To take a simple example, let’s assume an asset has been trending higher, but has stopped at a certain price, let’s say 150. The chart is telling us that, although buyers are in long-term control, sellers are dominant at 150, willing to sell each time the price touches this level. However, the uptrend may still be in place, since each time the price pulls back from the 150 level, the selling is weaker and the price makes a higher short-term low. This clearly suggests that upward pressure remains, and there’s potential to profit from the uptrend if the price breaks higher.
Once you’ve found a potential new trade set-up, the next step is to decide when to pull the trigger on the trade.

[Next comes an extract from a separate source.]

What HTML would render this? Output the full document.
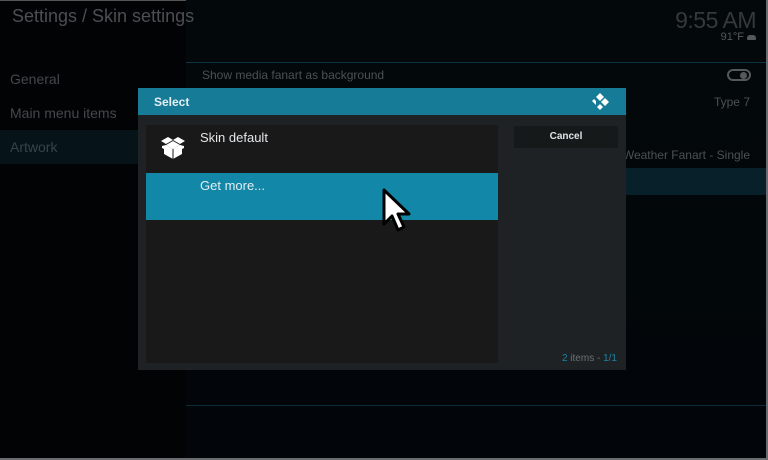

However, there are two steps to this process… finger on trigger, then pull the trigger to execute.
Continuing the example above, the trigger would be to buy if the price breaks above the resistance level at 150. This would indicate that the sellers at 150 have been exhausted, and the buyers have re-established control of the uptrend. Also, it is often the case that after pause in a trend such as this, the pent-up buying returns and the price surges higher. So the trigger for this trade is a breakout above 150.
We have a finger on the trigger, but now we need to decide when to squeeze it. What if the price touches 150.10 for 10 seconds only? Has our resistance level broken sufficiently to execute the trade? I’d say not, so you need to set rules to define exactly how far the price needs to break above 150 – or for how long it needs to stay above 150 – for you to execute the trade. You’re basically looking for sufficient evidence that the uptrend is continuing. Of course, the higher the price goes (or the longer it stays above 150), the more confident you can be that the breakout is valid, but the higher price you will need to pay. There’s no perfect solution to this decision, and it depends on many things, such as the amount of other supporting evidence that you have, your levels of aggression, and so on. The critical point here is to fix a set of specific rules and stick to those rules every time.
Good trade management can save a bad trade, while poor trade management can turn an excellent trade entry into a loser. I could talk for days about in-trade management, since there are many different methods you can use, but the essential ingredient for every trade is a stop loss. This is an order to exit your position for a loss if the market doesn’t perform as expected. By setting a stop loss, you can fix your maximum risk on a trade, which is essential to preserving your capital and managing your overall risk limits. Some traders set their stop loss and target levels and let the trade run to its conclusion, while others manage their trades more actively, trailing stop losses, taking interim profits, or even adding to winning positions. No matter how you decide to manage each trade, it must be the same every time, following a structured and robust process.
The final step in the process is to review every trade to see if you can learn anything, particularly from your losing trades. Are you sticking to your trading rules? Could you have done better? Should you have done the trade in the first place? Only by doing these reviews will you discover any patterns of errors in your trading, and hence be able to put them right. In this way, it’s possible to monitor the success of your strategy. If your trades are random and emotional, with lots of manual intervention, then there’s no fixed process for you to review. You also need to be honest with yourself, and face up to your bad decisions in order to learn from them.
In this way, using a structured and robust trading strategy, you’ll be able to develop your trading skills – and your profits – without the stress of a more random approach.